→ Your task: What is the number of lines in the data holding the word "React"? Give that number by itself.

→ Raw data:
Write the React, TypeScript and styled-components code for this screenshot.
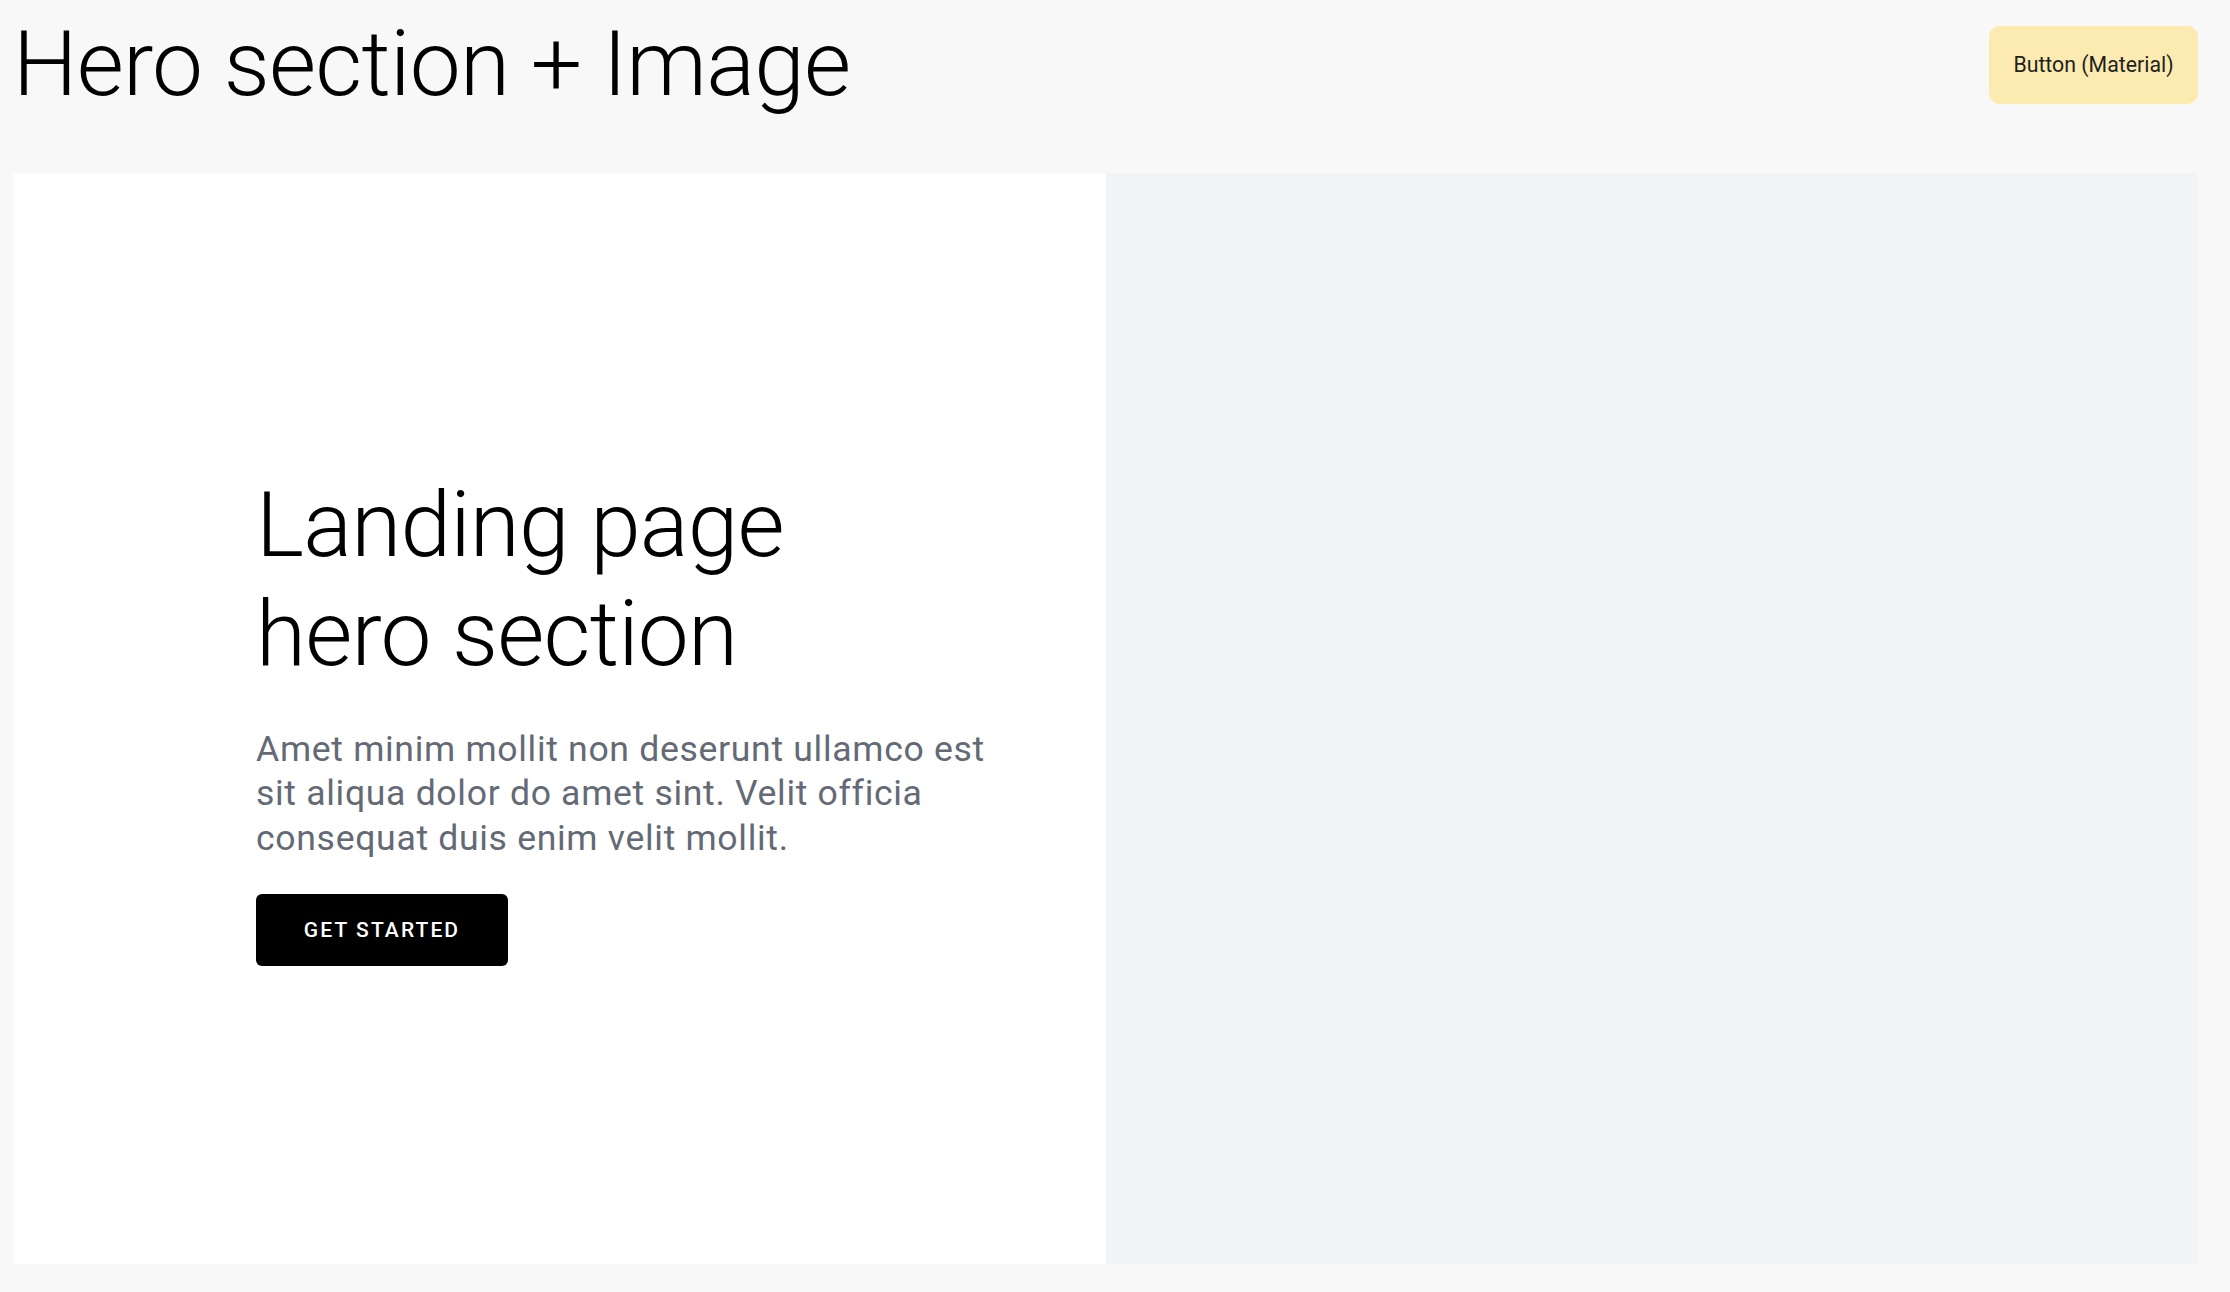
import React from "react";
import styled, { createGlobalStyle } from "styled-components";

const GlobalStyle = createGlobalStyle`
  * { box-sizing: border-box; }
  html, body { margin: 0; padding: 0; background: #f8f8f8; }
  body { font-family: Roboto, "Noto Sans", "Liberation Sans", sans-serif; }
`;

const Page = styled.div`
  min-height: 1292px;
  padding: 11px 32px 28px 13px;
  background: #f8f8f8;
`;

const Header = styled.header`
  display: flex;
  align-items: center;
  justify-content: space-between;
  height: 107px;
  margin-bottom: 55px;
`;

const Title = styled.h1`
  margin: 0;
  font-family: Roboto, sans-serif;
  font-weight: 300;
  font-size: 91px;
  line-height: 107px;
  color: #000;
  letter-spacing: -0.75px;
`;

const MaterialButton = styled.button`
  width: 209px;
  height: 78px;
  border: none;
  border-radius: 11px;
  background: #fcebb0;
  color: #1f1f1f;
  font-family: Roboto, sans-serif;
  font-size: 21.3px;
  font-weight: 400;
  cursor: pointer;
`;

const Card = styled.section`
  display: grid;
  grid-template-columns: 1093px 1fr;
  height: 1091px;
`;

const ContentPane = styled.div`
  display: flex;
  flex-direction: column;
  justify-content: center;
  align-items: flex-start;
  background: #ffffff;
  padding-left: 243px;
`;

const ImagePane = styled.div`
  background: #f2f3f5;
`;

const Heading = styled.h2`
  margin: 0 0 38px;
  font-family: Roboto, sans-serif;
  font-weight: 300;
  font-size: 91px;
  line-height: 109px;
  color: #000;
  letter-spacing: -0.8px;
`;

const Lead = styled.p`
  margin: 0 0 34px;
  max-width: 750px;
  font-family: Roboto, sans-serif;
  font-weight: 400;
  font-size: 35.6px;
  line-height: 44.4px;
  letter-spacing: 0.68px;
  color: #636a75;
`;

const PrimaryButton = styled.button`
  width: 252px;
  height: 72px;
  border: none;
  border-radius: 6px;
  background: #000;
  color: #fff;
  font-family: Roboto, sans-serif;
  font-size: 21px;
  font-weight: 500;
  letter-spacing: 2.1px;
  text-transform: uppercase;
  cursor: pointer;
`;

export default function App() {
  return (
    <>
      <GlobalStyle />
      <Page>
        <Header>
          <Title>Hero section + Image</Title>
          <MaterialButton>Button (Material)</MaterialButton>
        </Header>
        <Card>
          <ContentPane>
            <Heading>
              Landing page
              <br />
              hero section
            </Heading>
            <Lead>
              Amet minim mollit non deserunt ullamco est sit aliqua dolor do amet sint. Velit
              officia consequat duis enim velit mollit.
            </Lead>
            <PrimaryButton>Get started</PrimaryButton>
          </ContentPane>
          <ImagePane />
        </Card>
      </Page>
    </>
  );
}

→ The output: 2